Bluevine
- Type: Private
- Industry: Fintech; Financial Services;
- Founded: 2013; 13 years ago
- Founders: Eyal Lifshitz (CEO); Nir Klar (CTO);
- Headquarters: Jersey City, New Jersey, United States
- Area served: United States
- Products: Business loans, banking services
- Number of employees: 500+ (2024)
- Website: bluevine.com

= Bluevine =

American financial services company

Bluevine is an American financial technology company that offers financial services to small and medium businesses in the United States. The company was founded in 2013 and is headquartered in Jersey City, New Jersey.

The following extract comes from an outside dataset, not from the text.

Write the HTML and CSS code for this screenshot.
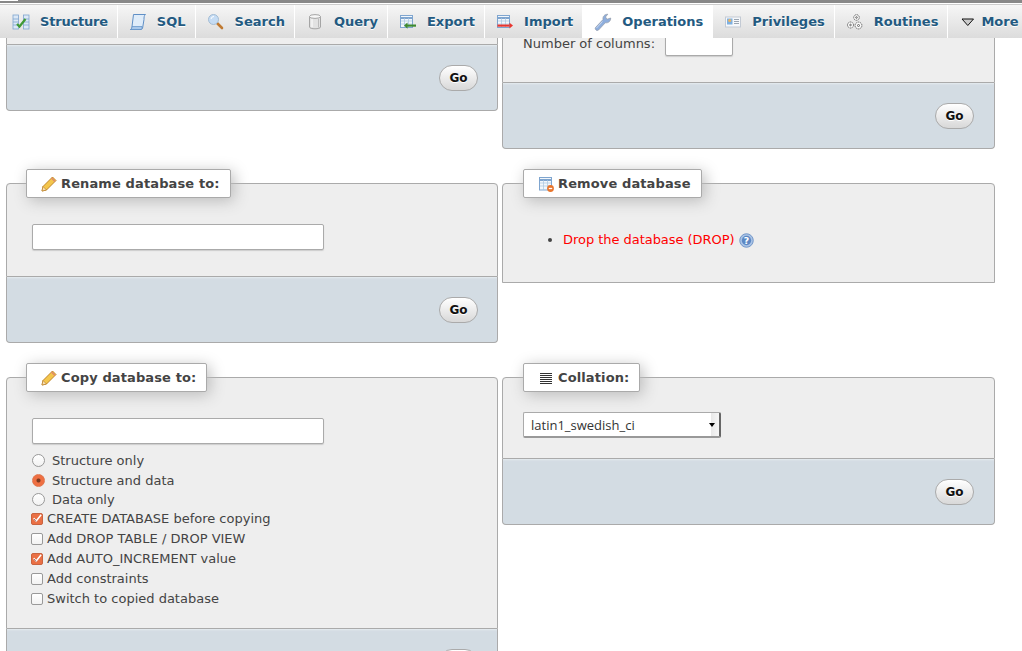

Originally an invoice factoring company, Bluevine has since shifted its offerings to include business lending and checking.

==History==
Eyal Lifshitz and Nir Klar founded Bluevine as an online-only business financing company headquartered in Palo Alto, California, in 2013. Their business model was designed to disrupt small business lending by using machine learning algorithms to speed up risk assessment and invoice factoring to deliver loans faster than competitors. In April 2016, Bluevine expanded its product line to include a business line of credit through Celtic Bank.

By 2019, Bluevine had moved its headquarters to Redwood City, California. That year, Bluevine announced an FDIC-insured business checking account and Mastercard debit card. They subsequently raised another $102.5 million in funding, for a total of over $240 million.

In 2020, Bluevine offered expedited applications for Paycheck Protection Program (PPP) loans, which were established by the CARES Act. Bluevine was one of the top lenders by application volume, up until the PPP program expired in June 2021.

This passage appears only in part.